However, in my experience the information transfer between two network nodes is significantly slower than the time that would be required in a server to get the desired information. Each message that needs to be sent causes a considerable amount of overhead and delay. It is usually cheaper to send fewer messages than many small ones that transfer a similar amount of data, just because of the overhead required for each message. In addition all the subsequent requests for the details cause activity on the server which is likely to cause a lot more overhead compared to collecting all the information for the 3 initial request(s).

As an real world example, when I started to look into this, I did not know which headers where available. I used the headers I had often used e.g. ‘application/rdf+xml’. In addition, the query that I created had an issue. Instead of only returning the queries for a specific user in a specific project area, it returned all queries for the whole server. The responses only contained the query URLs. To get the name and creator of the query each URL had to be requested. It was also not obvious why the result set was so large and I had no code to recognize that results were related to project areas other than the expected. The server I ran against is on another continent and I was in my home office. I stopped the experiment after an hour or two.

At the end I was able to create solution that performs well and reduces overhead to a limit. But it was no means a simple process. I reached out to someone for hints. As a customer I would not have had the opportunity. This is why I try to finally share this information.

Stored Query API URL

I was not able to find a way to discover the URI to get the work item queries. The Wiki page mentions to find the simpleQuery tag in the project areas service provider, but I seem to be unable to find it, so I need to construct it based on the wiki page. From the Resource Oriented API page I can deduce two possible forms for the URL. Assuming PublicURI being the public URI of the CCM server e.g. ‘https://elm.example.com:9443/ccm’ the URL for the Stored Query Collection is either

PublicURI + '/oslc/queries'

or

PublicURI + '/oslc/queries.xml'

Both seem to work. Choose one you like and that works for you.

Query Stored Queries

The request below gets all the stored queries for a repository.

Get all stored queries for the repository

Note that the only Accept headers documented to be valid at the moment are: 

Accept text/xml
Accept text/json

It is necessary to be authenticated to the ccm server to be able to perform the operation.

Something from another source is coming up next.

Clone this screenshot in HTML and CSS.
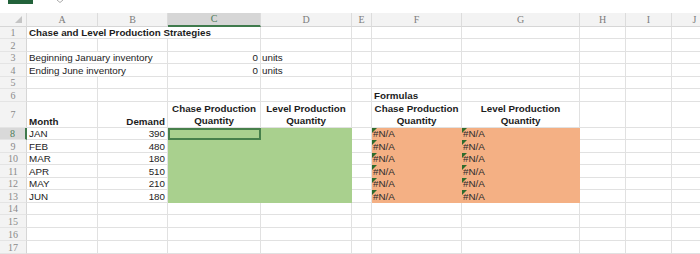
FILE: index.html
```html
<!DOCTYPE html>
<html lang="en">
  <head>
    <meta charset="UTF-8" />
    <meta name="viewport" content="width=device-width, initial-scale=1.0" />
    <title>Production Strategies</title>

    <link rel="stylesheet" href="styles.css">
  </head>
  <body>
    <div class="topbar">
      <svg class="app-icon" width="80" height="13" viewBox="0 0 80 13">
        <rect x="8" y="0" width="25" height="4" fill="#22623a" />
        <path d="M57 0 L60 2.5 L63 0" fill="none" stroke="#a9a9a9" stroke-width="1" />
      </svg>
    </div>

    <table class="sheet">
      <colgroup>
        <col class="c-head" />
        <col class="c-a" />
        <col class="c-b" />
        <col class="c-c" />
        <col class="c-d" />
        <col class="c-e" />
        <col class="c-f" />
        <col class="c-g" />
        <col class="c-h" />
        <col class="c-i" />
        <col class="c-j" />
      </colgroup>
      <thead>
        <tr class="col-letters">
          <th class="corner"><span class="corner-mark"></span></th>
          <th>A</th>
          <th>B</th>
          <th class="active-col">C</th>
          <th>D</th>
          <th>E</th>
          <th>F</th>
          <th>G</th>
          <th>H</th>
          <th>I</th>
          <th>J</th>
        </tr>
      </thead>
      <tbody>
        <tr class="h12">
          <th>1</th>
          <td colspan="3" class="bold">Chase and Level Production Strategies</td>
          <td></td><td></td><td></td><td></td><td></td><td></td><td></td>
        </tr>
        <tr class="h13">
          <th>2</th>
          <td></td><td></td><td></td><td></td><td></td><td></td><td></td><td></td><td></td><td></td>
        </tr>
        <tr class="h12">
          <th>3</th>
          <td colspan="2">Beginning January inventory</td>
          <td class="num">0</td>
          <td class="unit">units</td>
          <td></td><td></td><td></td><td></td><td></td><td></td>
        </tr>
        <tr class="h13">
          <th>4</th>
          <td colspan="2">Ending June inventory</td>
          <td class="num">0</td>
          <td class="unit">units</td>
          <td></td><td></td><td></td><td></td><td></td><td></td>
        </tr>
        <tr class="h12">
          <th>5</th>
          <td></td><td></td><td></td><td></td><td></td><td></td><td></td><td></td><td></td><td></td>
        </tr>
        <tr class="h13">
          <th>6</th>
          <td></td><td></td><td></td><td></td><td></td>
          <td class="bold">Formulas</td>
          <td></td><td></td><td></td><td></td>
        </tr>
        <tr class="h26">
          <th>7</th>
          <td class="bold">Month</td>
          <td class="bold num">Demand</td>
          <td class="bold wrap">Chase Production Quantity</td>
          <td class="bold wrap">Level Production Quantity</td>
          <td></td>
          <td class="bold wrap">Chase Production Quantity</td>
          <td class="bold wrap">Level Production Quantity</td>
          <td></td><td></td><td></td>
        </tr>
        <tr class="h12">
          <th class="active-row">8</th>
          <td>JAN</td>
          <td class="num">390</td>
          <td class="fill-green selected"></td>
          <td class="fill-green"></td>
          <td></td>
          <td class="fill-orange err">#N/A</td>
          <td class="fill-orange err">#N/A</td>
          <td></td><td></td><td></td>
        </tr>
        <tr class="h13">
          <th>9</th>
          <td>FEB</td>
          <td class="num">480</td>
          <td class="fill-green"></td>
          <td class="fill-green"></td>
          <td></td>
          <td class="fill-orange err">#N/A</td>
          <td class="fill-orange err">#N/A</td>
          <td></td><td></td><td></td>
        </tr>
        <tr class="h12">
          <th>10</th>
          <td>MAR</td>
          <td class="num">180</td>
          <td class="fill-green"></td>
          <td class="fill-green"></td>
          <td></td>
          <td class="fill-orange err">#N/A</td>
          <td class="fill-orange err">#N/A</td>
          <td></td><td></td><td></td>
        </tr>
        <tr class="h13">
          <th>11</th>
          <td>APR</td>
          <td class="num">510</td>
          <td class="fill-green"></td>
          <td class="fill-green"></td>
          <td></td>
          <td class="fill-orange err">#N/A</td>
          <td class="fill-orange err">#N/A</td>
          <td></td><td></td><td></td>
        </tr>
        <tr class="h12">
          <th>12</th>
          <td>MAY</td>
          <td class="num">210</td>
          <td class="fill-green"></td>
          <td class="fill-green"></td>
          <td></td>
          <td class="fill-orange err">#N/A</td>
          <td class="fill-orange err">#N/A</td>
          <td></td><td></td><td></td>
        </tr>
        <tr class="h13">
          <th>13</th>
          <td>JUN</td>
          <td class="num">180</td>
          <td class="fill-green"></td>
          <td class="fill-green"></td>
          <td></td>
          <td class="fill-orange err">#N/A</td>
          <td class="fill-orange err">#N/A</td>
          <td></td><td></td><td></td>
        </tr>
        <tr class="h12">
          <th>14</th>
          <td></td><td></td><td></td><td></td><td></td><td></td><td></td><td></td><td></td><td></td>
        </tr>
        <tr class="h13">
          <th>15</th>
          <td></td><td></td><td></td><td></td><td></td><td></td><td></td><td></td><td></td><td></td>
        </tr>
        <tr class="h13">
          <th>16</th>
          <td></td><td></td><td></td><td></td><td></td><td></td><td></td><td></td><td></td><td></td>
        </tr>
        <tr class="h13">
          <th>17</th>
          <td></td><td></td><td></td><td></td><td></td><td></td><td></td><td></td><td></td><td></td>
        </tr>
      </tbody>
    </table>
  </body>
</html>
```

FILE: styles.css
```css
* {
  margin: 0;
  padding: 0;
  box-sizing: border-box;
}
body {
  background-color: #fff;
  overflow: hidden;
  font-family: "Liberation Sans", Arial, sans-serif;
  color: #1c1c1c;
}

.topbar {
  height: 13px;
  background: #fff;
}
.app-icon {
  display: block;
}

.sheet {
  table-layout: fixed;
  width: 718px;
  border-collapse: separate;
  border-spacing: 0;
  font-size: 9.8px;
}

.c-head { width: 27px; }
.c-a { width: 71px; }
.c-b { width: 70px; }
.c-c { width: 93px; }
.c-d { width: 91px; }
.c-e { width: 20px; }
.c-f { width: 90px; }
.c-g { width: 118px; }
.c-h { width: 46px; }
.c-i { width: 46px; }
.c-j { width: 46px; }

/* column letters */
.col-letters th {
  height: 13px;
  background: #f3f3f3;
  border-right: 1px solid #dcdcdc;
  border-bottom: 1px solid #d6d6d6;
  font-family: "Liberation Serif", "Times New Roman", serif;
  font-weight: normal;
  font-size: 10px;
  color: #7c7c7c;
  text-align: center;
  vertical-align: middle;
  line-height: 12px;
}
.col-letters th.active-col {
  background: #d6d6d6;
  border-bottom: 2px solid #3f7a4c;
  color: #4d7a59;
}
.col-letters th.corner {
  position: relative;
}
.corner-mark {
  position: absolute;
  right: 4px;
  bottom: 3px;
  width: 0;
  height: 0;
  border-left: 7px solid transparent;
  border-bottom: 7px solid #c4c4c4;
}

/* row numbers */
tbody th {
  background: #f3f3f3;
  border-right: 1px solid #d6d6d6;
  border-bottom: 1px solid #e4e4e4;
  font-family: "Liberation Serif", "Times New Roman", serif;
  font-weight: normal;
  font-size: 10px;
  color: #8a8a8a;
  text-align: center;
  vertical-align: middle;
  line-height: 11px;
}
tbody th.active-row {
  background: #d9d9d9;
  border-right: 2px solid #3f7a4c;
  color: #4d7a59;
}

.h12 { height: 12px; }
.h13 { height: 13px; }
.h26 { height: 26px; }

td {
  border-right: 1px solid #e1e1e1;
  border-bottom: 1px solid #e1e1e1;
  padding: 0 2px;
  line-height: 11px;
  vertical-align: bottom;
  white-space: nowrap;
  overflow: visible;
}
td.bold {
  font-weight: bold;
}
td.num {
  text-align: right;
}
td.unit {
  padding-left: 1px;
}
td.wrap {
  white-space: normal;
  text-align: center;
  line-height: 12px;
}

.fill-green {
  background: #a9d08e;
  border-color: #a9d08e;
}
.fill-orange {
  background: #f4b084;
  border-color: #f4b084;
  color: #2a2a2a;
}

.selected {
  outline: 2px solid #47804b;
  outline-offset: -2px;
}

.err {
  position: relative;
  padding-left: 1px;
}
.err::before {
  content: "";
  position: absolute;
  left: 0;
  top: 0;
  width: 0;
  height: 0;
  border-top: 5px solid #2f6b2c;
  border-right: 5px solid transparent;
}
```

The image below shows a part of the response to the query above.

The response to the query for all stored queries

The first section shows the query for the next page in the attribute oslc_cm:next and the total result count in oslc_cm:toatlCount.

The rest of the information is one element rtc_cm:Query for each query descriptor. The element contains the query URI as rdf:resource, the identifier for the query, the Query name/title and description and the project area the query belongs to. The most important information is the rtc_cm:results element with the URL to execute the query. As an example the URL below: 

https://elm.example.com:9443/ccm/oslc/queries/_87dqoFpmEeukW7cqqDjAuA/rtc_cm:results

Additional information is the date of the last modification and the user that created the query.

Note that the result is either XML or JSON. The tools for RDF that were used in some of the previous posts using the Python rdflib do not work in this context. Instead the Python code shown in the blog uses xml.dom.minidom to access the information in case of XML. The JSON code examples shown in previous posts using the json library can be used as a reference. This post will mostly use the Accept header text/xml. The code depends on the following libraries.

The main Libraries used to process the stored queries API.

Some example code for processing the data in Python will be shown below.

Narrow Down Stored Queries

It is usually not desirable to query for all stored queries for all project areas. A real production server can have hundreds of project areas, team areas and users that can have predefined or shared or personal queries defined. The result could be thousands to ten thousands of queries. To collect and transfer all that data is a challenge and will drain server resources as well.

It is possible to filter for all the properties that make up a query, identifier, name, creator, owning project area. The code below computes the query parameters from the parameters passed and creates a query section for the query URL.

Create the query parameters to narrow down the query results.

As an example the query that is created could look like below. The condition can narrow down to the project area, the user and the title, dependent on how much information is provided. If enough information is given, this would usually only return one hit. Note that this is a string terminated by the singe quote and the double quote characters inside are important. The query narrows down to one project area, the query name ‘All’ and the creating user.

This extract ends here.